Karma, you ask? Karma is the law of boomerang. It returns to you exactly what you give out—not an ounce less, not an ounce more. It would be so nice to punch him while he’s down, poison him and just exact your revenge on him. But for what? Won’t that only continue the endless cycle of bitterness and unhappiness in your lives?
Your husband definitely is having a lot on his plate now. His body may be paralyzed and his voice, quiet, but his mind must be whirling at the speed of light, analyzing and regretting the life he has led, pleading and praying to the heavens to end his misery now, or possibly give him another chance to rectify his mistakes.
You are much luckier, because despite the hell he gave you, your mind and body are still intact and free to do whatever else you want in life.
Why not take the high road and prove to him how you’ve remained the better person despite everything? You don’t have to go out of the way to do anything special. Just bring out the good he himself has locked in you all these years. Be the helpful Samaritan you know you’re capable of being. Show him the kindness and generosity you’d extend to a stranger in need.
If he is truly on death’s door, this transformation in you might ease his mind and allow his spirit to move on and be at peace at last.
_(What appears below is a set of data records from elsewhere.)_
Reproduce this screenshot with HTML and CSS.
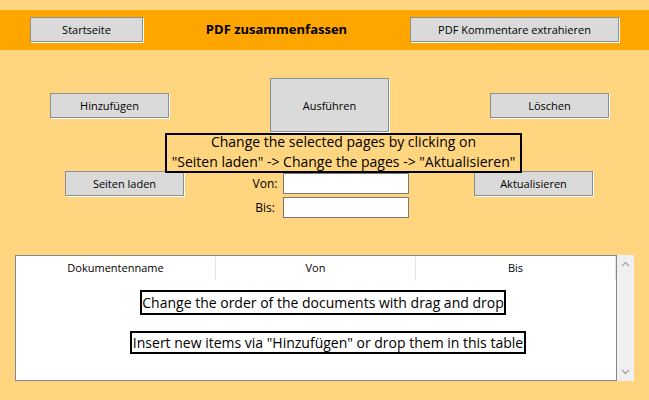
FILE: index.html
```html
<!DOCTYPE html>
<html lang="de">
<head>
<meta charset="utf-8">
<title>PDF zusammenfassen</title>
<link rel="stylesheet" href="styles.css">
</head>
<body>
<div class="app">
  <header class="topbar">
    <button class="btn btn-start">Startseite</button>
    <div class="title">PDF zusammenfassen</div>
    <button class="btn btn-comments">PDF Kommentare extrahieren</button>
  </header>

  <main class="main">
    <div class="row-actions">
      <button class="btn btn-std">Hinzufügen</button>
      <button class="btn btn-std btn-run">Ausführen</button>
      <button class="btn btn-std">Löschen</button>
    </div>

    <div class="hint hint-pages"><div class="hint-text">Change the selected pages by clicking on<br>"Seiten laden" -&gt; Change the pages -&gt; "Aktualisieren"</div></div>

    <div class="row-pages">
      <button class="btn btn-std">Seiten laden</button>
      <div class="range">
        <label class="range-label" for="von">Von:</label>
        <input class="range-input" id="von" type="text">
        <label class="range-label" for="bis">Bis:</label>
        <input class="range-input" id="bis" type="text">
      </div>
      <button class="btn btn-std btn-update">Aktualisieren</button>
    </div>

    <div class="table-wrap">
      <div class="table">
        <div class="thead">
          <div class="th">Dokumentenname</div>
          <div class="th">Von</div>
          <div class="th">Bis</div>
        </div>
        <div class="tbody">
          <div class="hint hint-order">Change the order of the documents with drag and drop</div>
          <div class="hint hint-insert">Insert new items via "Hinzufügen" or drop them in this table</div>
        </div>
      </div>
      <div class="scrollbar">
        <svg class="arrow" width="9" height="6" viewBox="0 0 9 6"><path d="M1 5 L4.5 1.5 L8 5" fill="none" stroke="#a6a6a6" stroke-width="1.4"/></svg>
        <svg class="arrow" width="9" height="6" viewBox="0 0 9 6"><path d="M1 1 L4.5 4.5 L8 1" fill="none" stroke="#a6a6a6" stroke-width="1.4"/></svg>
      </div>
    </div>
  </main>
</div>
</body>
</html>
```

FILE: styles.css
```css
* { box-sizing: border-box; }

html, body {
  margin: 0;
  padding: 0;
}

body {
  width: 649px;
  height: 400px;
  overflow: hidden;
  background: #ffd580;
  font-family: "Open Sans", "Noto Sans", sans-serif;
  color: #000;
}

.app {
  padding-top: 10px;
}

.topbar {
  height: 40px;
  background: #ffa500;
  display: flex;
  align-items: flex-start;
  padding: 7px 0 0 30px;
}

.btn {
  font-family: "Open Sans", "Noto Sans", sans-serif;
  font-size: 11px;
  color: #000;
  background: #dadada;
  border: 1px solid #8f8f8f;
  box-shadow: 1px 1px 0 #ffffff;
  height: 25px;
  padding: 0;
  margin: 0;
  border-radius: 0;
}

.btn-start { width: 113px; }

.title {
  width: 267px;
  text-align: center;
  font-weight: bold;
  font-size: 13px;
  line-height: 25px;
}

.btn-comments { width: 209px; }

.main {
  position: relative;
}

.row-actions {
  display: flex;
  align-items: center;
  gap: 101px;
  padding-left: 50px;
  margin-top: 28px;
  height: 54px;
}

.btn-std { width: 119px; }

.btn-run { height: 54px; }

.hint {
  border: 2px solid #000;
  font-size: 14px;
  text-align: center;
  white-space: nowrap;
}

.hint-pages {
  position: absolute;
  left: 165px;
  top: 55px;
  width: 357px;
  height: 40px;
  background: #ffd580;
}

.hint-text {
  line-height: 20px;
  margin-top: -3px;
}

.row-pages {
  display: flex;
  align-items: flex-start;
  padding-left: 65px;
  margin-top: 39px;
}

.range {
  display: grid;
  grid-template-columns: 30px 126px;
  column-gap: 3px;
  row-gap: 3px;
  margin: 2px 0 0 66px;
  align-items: center;
}

.range-label {
  font-size: 12px;
  text-align: center;
}

.range-input {
  width: 126px;
  height: 21px;
  border: 1px solid #7a7a7a;
  background: #fff;
  margin: 0;
  padding: 0 3px;
  font-size: 12px;
}

.btn-update { margin-left: 65px; }

.table-wrap {
  display: flex;
  margin: 37px 0 0 15px;
}

.table {
  width: 602px;
  height: 126px;
  background: #fff;
  border: 1px solid #828790;
}

.thead {
  display: flex;
  height: 24px;
}

.th {
  width: 200px;
  border-right: 1px solid #e5e5e5;
  font-size: 11px;
  text-align: center;
  line-height: 24px;
}

.tbody {
  display: flex;
  flex-direction: column;
  align-items: flex-start;
}

.hint-order {
  margin: 10px 0 0 124px;
  width: 366px;
  height: 25px;
  line-height: 21px;
}

.hint-insert {
  margin: 16px 0 0 114px;
  width: 396px;
  height: 23px;
  line-height: 19px;
}

.scrollbar {
  width: 17px;
  height: 126px;
  background: #f0f0f0;
  display: flex;
  flex-direction: column;
  justify-content: space-between;
  align-items: center;
  padding: 6px 0 6px;
}

.arrow { display: block; }
```
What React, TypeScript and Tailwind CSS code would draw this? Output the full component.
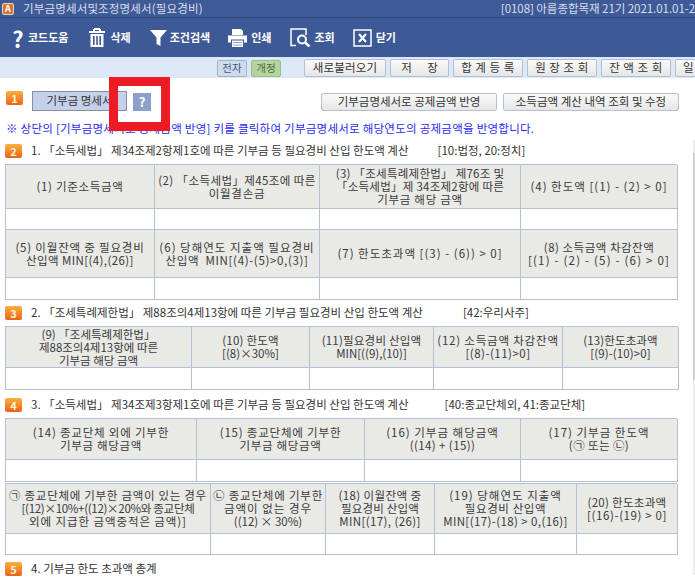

He can now stop struggling and fighting the regrets he has done in his life.
Or, finding your kindness once again, this might improve his health tremendously and bring him back to life unexpectedly. Never underestimate the gift of kindness.
Besides, it’s so counterproductive to just stare hard at him and wish him dead! If it’s not his time, you might as well wait till you grow wings to make it happen.
So, are you still going to remain in the mire and wallow in your misery? Or would you rather move on and allow your spirit to soar with your good wishes for him?
To quote the Buddha: “Holding on to anger is like grasping a hot coal with the intent of throwing it at someone else; but you are the one who gets burned.”